26. It is not as though this view was hot unknown to the Parliament from early times. The fact that the Parliament has not chosen to disturb the view for the last four decades and over, is also not without significance.
27. On its literary and plain reading, there could not be any doubt that the appeal is maintainable. No circumstances exist, justifying the court to digress from that plain position to a strained reasoning.
28. Under the amended Rule 4 of Order 39, a failure to specify the requirements (such as giving the reasons justifying an order without, service of notice on the defendant) should ordinarily clothe the aggrieved party with a remedy. If the views of the Madras and Karnataka High Courts are taken and no appeal is permissible, it may result in the negation of a remedy even when rights are impaired. (If a scrutiny is permissible only after the pronouncement of the detailed order after the appearance of respondents, the remedy against a violation of the statutory requirements under the proviso would be rendered infructuous by the passage of time and events.) Such Anomalous results have to be avoided. That also is an added ground for affirming the view that appeal in such situations would be maintainable.
29. In the present case, no satisfactory reasons are given for dispensing with the notice. A mere repetition of the phraseology of the proviso will not do duty for sound and valid reasons for a harsh and unusual step like the ex pane order of injunction.
30. It was agreed that the scope of the suit and of the interim petition is substantially the same. And the controversy is in a narrow compass. It is better that the substantial issue is tackled in the suit with exhaustive evidence than a chasing of the shadows as seen in the interlocutory exercises. This consideration too impels me to direct maintenance of the status quo us on today and order an expeditious disposal of the suit.
31. In the light of the above discussion, I would dispose of the above with the following directions :
(1) Defendants should file written statement on or before 11-1-1988 along with the list of documents and witnesses.

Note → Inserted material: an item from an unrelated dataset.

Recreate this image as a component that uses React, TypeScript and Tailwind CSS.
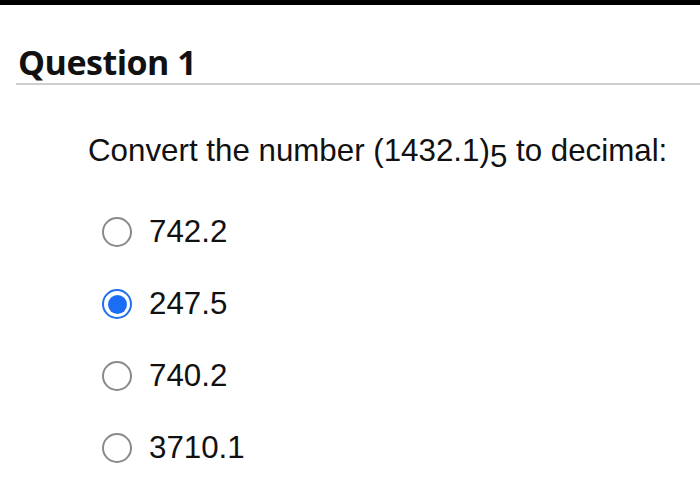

Documents in their possession should also be filed within that time. Proceedings by way of interrogatories, discovery or inspection and the like should be served and necessary steps should be taken by that day.
(2) Plaintiff should file all documents on which they rely before 19-1-1988. Steps regarding interrogatories, and discovery and inspection and other steps should be taken by or on 19-1-1988.
(3) Oral evidence should commence on 25-1-1988. The trial should be conducted from day to day.
(4) The suit shall be disposed of on or before 1-2-1988.
(5) It will be open to the plaintiff to renew the application for injunction, if the defendants are adopting any obstructionist attitude. If the Court is satisfied about such complaint and about any lack of good faith on the part of the defendants, it will be entitled to consider anew the petition for grant of injunction, and (6) The plaintiff can move for any security from defendants 2 to 4. by giving figures of losses suffered, as indicated in para 19 supra.
The appeal (or the matter) is disposed of as above. There shall not be any order as to costs, though the 1st defendant would have ordinarily deserved it.